■ Challenge
Every line that holds the string "index" is to be identified and copied.

■ Dataset section
○ ○ ○ ○ ○ ○ ○

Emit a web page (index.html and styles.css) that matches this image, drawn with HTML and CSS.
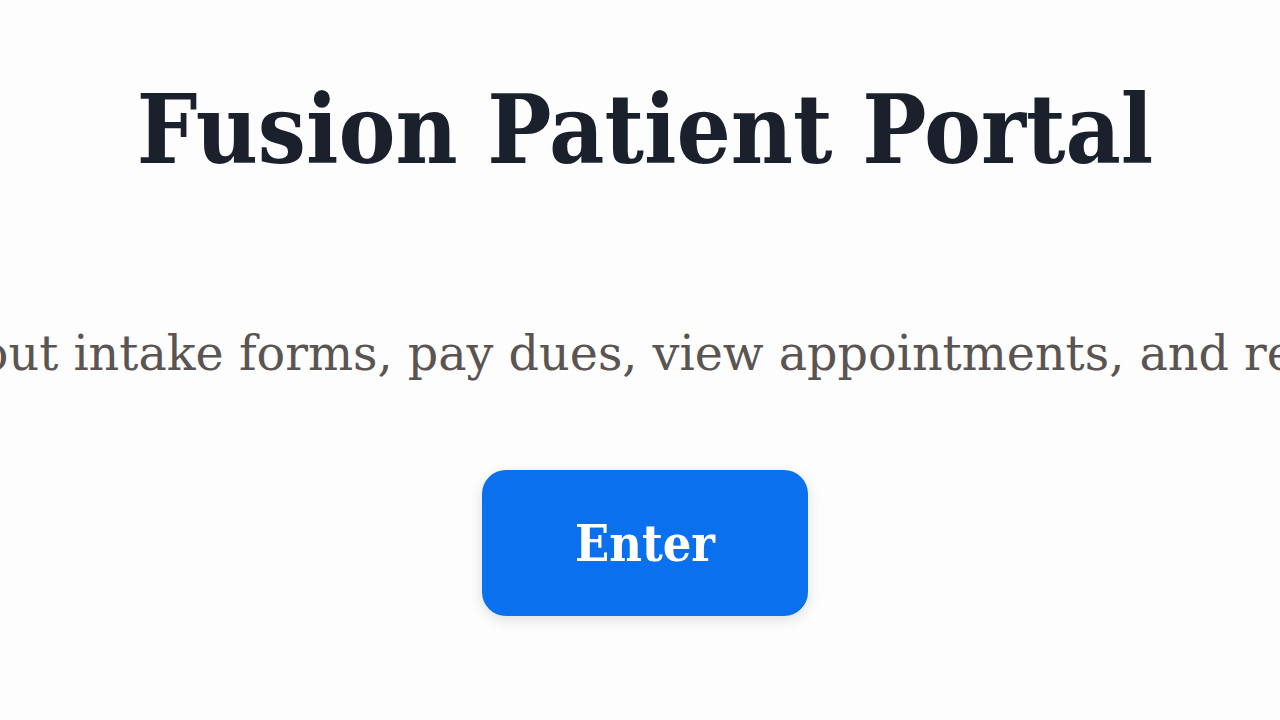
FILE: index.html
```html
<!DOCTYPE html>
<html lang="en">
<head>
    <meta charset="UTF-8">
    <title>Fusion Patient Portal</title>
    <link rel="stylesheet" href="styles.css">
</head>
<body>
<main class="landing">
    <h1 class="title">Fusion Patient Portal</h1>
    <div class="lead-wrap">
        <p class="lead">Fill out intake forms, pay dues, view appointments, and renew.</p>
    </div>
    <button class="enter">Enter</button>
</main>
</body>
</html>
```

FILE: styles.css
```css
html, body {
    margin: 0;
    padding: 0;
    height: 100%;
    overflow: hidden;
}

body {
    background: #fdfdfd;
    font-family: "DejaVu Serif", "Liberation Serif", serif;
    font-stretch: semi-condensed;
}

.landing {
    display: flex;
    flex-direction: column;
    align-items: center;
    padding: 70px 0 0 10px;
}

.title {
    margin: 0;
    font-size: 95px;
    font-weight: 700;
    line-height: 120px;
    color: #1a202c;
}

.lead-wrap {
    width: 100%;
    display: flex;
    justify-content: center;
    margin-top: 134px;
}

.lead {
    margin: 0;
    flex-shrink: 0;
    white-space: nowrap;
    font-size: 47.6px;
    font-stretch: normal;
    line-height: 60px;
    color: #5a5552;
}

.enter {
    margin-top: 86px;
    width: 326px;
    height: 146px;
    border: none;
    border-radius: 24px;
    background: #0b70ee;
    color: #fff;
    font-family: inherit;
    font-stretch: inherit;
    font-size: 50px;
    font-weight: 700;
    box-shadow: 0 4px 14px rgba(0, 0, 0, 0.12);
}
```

○ ○ ○ ○ ○ ○ ○

■ Answer to this problem
Emit a web page (index.html and styles.css) that matches this image, drawn with HTML and CSS.
FILE: index.html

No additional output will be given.